Data section:
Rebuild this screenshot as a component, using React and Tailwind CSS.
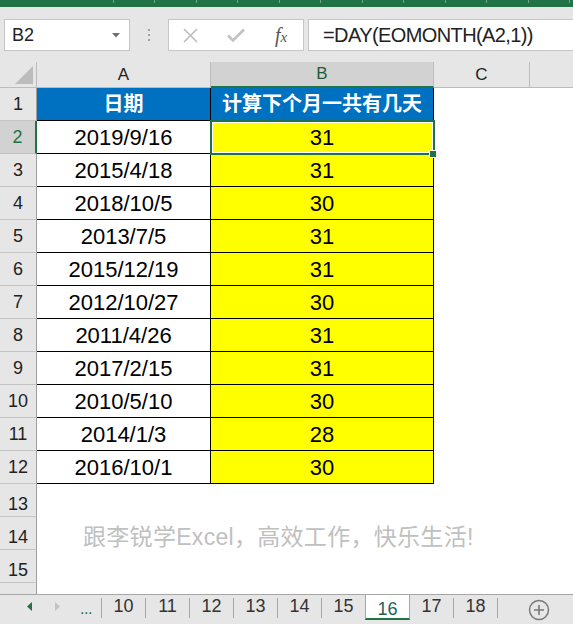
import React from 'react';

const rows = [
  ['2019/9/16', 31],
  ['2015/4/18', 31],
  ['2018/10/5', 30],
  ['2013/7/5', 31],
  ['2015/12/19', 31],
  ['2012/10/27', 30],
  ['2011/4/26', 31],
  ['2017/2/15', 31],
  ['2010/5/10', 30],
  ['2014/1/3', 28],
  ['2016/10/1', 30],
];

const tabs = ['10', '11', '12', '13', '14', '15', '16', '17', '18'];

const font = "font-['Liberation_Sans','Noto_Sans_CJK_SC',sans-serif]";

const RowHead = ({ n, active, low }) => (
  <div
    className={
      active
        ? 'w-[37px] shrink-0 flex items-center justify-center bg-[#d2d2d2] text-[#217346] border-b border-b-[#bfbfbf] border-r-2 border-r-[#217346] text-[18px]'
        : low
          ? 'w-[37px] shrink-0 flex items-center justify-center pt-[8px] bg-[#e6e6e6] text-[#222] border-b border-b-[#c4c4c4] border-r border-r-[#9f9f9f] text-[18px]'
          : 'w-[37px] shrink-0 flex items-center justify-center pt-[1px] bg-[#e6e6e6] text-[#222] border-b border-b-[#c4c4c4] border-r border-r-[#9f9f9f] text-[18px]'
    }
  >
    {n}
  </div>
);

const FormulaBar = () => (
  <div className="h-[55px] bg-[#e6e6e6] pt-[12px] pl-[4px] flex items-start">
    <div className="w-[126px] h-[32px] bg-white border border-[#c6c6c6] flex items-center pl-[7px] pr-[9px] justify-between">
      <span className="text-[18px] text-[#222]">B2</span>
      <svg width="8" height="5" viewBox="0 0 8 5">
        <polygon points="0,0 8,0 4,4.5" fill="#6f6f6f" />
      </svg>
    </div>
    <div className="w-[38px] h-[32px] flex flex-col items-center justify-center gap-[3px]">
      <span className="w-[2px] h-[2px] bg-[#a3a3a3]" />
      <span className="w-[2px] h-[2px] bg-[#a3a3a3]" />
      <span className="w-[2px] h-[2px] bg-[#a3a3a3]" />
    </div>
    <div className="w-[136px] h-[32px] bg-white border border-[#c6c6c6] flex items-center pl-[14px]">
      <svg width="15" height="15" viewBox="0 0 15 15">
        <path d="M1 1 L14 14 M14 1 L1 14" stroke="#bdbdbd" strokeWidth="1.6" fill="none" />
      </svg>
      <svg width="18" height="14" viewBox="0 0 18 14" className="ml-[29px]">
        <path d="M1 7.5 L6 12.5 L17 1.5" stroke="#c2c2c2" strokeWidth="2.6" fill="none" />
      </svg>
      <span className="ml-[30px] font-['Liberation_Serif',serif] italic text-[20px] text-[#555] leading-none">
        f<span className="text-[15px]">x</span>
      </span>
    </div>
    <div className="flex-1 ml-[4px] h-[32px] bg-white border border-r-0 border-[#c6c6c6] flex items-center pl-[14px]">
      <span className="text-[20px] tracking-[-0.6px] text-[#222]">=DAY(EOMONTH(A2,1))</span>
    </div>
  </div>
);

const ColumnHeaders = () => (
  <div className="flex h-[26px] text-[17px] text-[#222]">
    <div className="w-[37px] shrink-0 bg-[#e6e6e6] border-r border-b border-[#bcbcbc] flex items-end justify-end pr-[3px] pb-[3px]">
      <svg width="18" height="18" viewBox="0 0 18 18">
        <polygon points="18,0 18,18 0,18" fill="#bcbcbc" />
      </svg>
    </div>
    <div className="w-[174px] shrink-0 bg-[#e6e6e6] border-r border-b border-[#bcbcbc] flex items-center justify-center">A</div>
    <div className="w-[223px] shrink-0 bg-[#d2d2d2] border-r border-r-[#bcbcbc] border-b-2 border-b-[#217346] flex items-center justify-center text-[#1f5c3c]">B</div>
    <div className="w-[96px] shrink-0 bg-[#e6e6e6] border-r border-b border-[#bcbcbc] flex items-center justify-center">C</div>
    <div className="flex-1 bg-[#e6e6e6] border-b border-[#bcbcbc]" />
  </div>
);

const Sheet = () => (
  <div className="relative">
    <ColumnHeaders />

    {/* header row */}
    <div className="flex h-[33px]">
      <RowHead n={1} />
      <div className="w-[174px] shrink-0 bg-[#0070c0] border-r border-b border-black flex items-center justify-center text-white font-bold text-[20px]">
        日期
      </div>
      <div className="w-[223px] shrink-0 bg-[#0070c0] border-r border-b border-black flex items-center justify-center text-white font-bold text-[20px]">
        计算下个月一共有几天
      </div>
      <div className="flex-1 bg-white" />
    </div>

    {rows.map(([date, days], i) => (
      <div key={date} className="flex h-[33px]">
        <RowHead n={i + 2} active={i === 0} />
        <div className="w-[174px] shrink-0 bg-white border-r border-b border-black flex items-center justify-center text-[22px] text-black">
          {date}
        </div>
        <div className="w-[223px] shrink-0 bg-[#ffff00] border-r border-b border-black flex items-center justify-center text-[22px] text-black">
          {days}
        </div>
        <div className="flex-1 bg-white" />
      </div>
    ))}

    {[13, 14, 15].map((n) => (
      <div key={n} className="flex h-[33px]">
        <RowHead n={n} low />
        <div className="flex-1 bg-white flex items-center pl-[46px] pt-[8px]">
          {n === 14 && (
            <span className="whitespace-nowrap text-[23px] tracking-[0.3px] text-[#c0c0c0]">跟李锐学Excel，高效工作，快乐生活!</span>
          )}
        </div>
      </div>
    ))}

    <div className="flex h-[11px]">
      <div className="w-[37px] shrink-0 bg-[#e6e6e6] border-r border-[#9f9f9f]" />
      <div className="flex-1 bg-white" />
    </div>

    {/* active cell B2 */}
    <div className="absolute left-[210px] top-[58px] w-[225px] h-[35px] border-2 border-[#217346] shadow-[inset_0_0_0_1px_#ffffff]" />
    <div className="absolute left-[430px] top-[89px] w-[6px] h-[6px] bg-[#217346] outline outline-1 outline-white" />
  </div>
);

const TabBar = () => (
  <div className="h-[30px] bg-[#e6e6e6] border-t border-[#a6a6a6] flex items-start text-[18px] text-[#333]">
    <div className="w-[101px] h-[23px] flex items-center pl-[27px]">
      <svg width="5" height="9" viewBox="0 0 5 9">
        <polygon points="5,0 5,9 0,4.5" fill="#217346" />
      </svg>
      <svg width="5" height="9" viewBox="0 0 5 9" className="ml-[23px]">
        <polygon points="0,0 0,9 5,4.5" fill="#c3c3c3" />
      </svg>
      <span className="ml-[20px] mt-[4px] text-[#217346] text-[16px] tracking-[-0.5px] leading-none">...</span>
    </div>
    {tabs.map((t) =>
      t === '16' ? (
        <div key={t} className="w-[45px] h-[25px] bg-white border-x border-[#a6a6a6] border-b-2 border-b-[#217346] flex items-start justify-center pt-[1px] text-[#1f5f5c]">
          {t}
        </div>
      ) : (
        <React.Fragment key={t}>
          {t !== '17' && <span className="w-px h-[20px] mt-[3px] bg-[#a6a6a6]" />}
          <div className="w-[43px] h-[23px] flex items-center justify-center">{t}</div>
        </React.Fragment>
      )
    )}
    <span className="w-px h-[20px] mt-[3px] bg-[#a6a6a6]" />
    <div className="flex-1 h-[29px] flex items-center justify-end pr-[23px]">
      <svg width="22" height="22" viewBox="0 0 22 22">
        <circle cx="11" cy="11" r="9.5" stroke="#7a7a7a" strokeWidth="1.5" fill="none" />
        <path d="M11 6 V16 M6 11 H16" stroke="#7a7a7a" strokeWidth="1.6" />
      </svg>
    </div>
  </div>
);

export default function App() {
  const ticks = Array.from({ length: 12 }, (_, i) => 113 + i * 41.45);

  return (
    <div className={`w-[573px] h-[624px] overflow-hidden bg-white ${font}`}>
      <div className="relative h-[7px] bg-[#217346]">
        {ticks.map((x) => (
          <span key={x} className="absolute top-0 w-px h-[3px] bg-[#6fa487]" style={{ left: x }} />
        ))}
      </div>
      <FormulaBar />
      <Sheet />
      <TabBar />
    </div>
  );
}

Challenge: Everything from the top line of the data down to and including the line with "import React from 'react';" is to be copied, except the pictures.

Written response:
Rebuild this screenshot as a component, using React and Tailwind CSS.
import React from 'react';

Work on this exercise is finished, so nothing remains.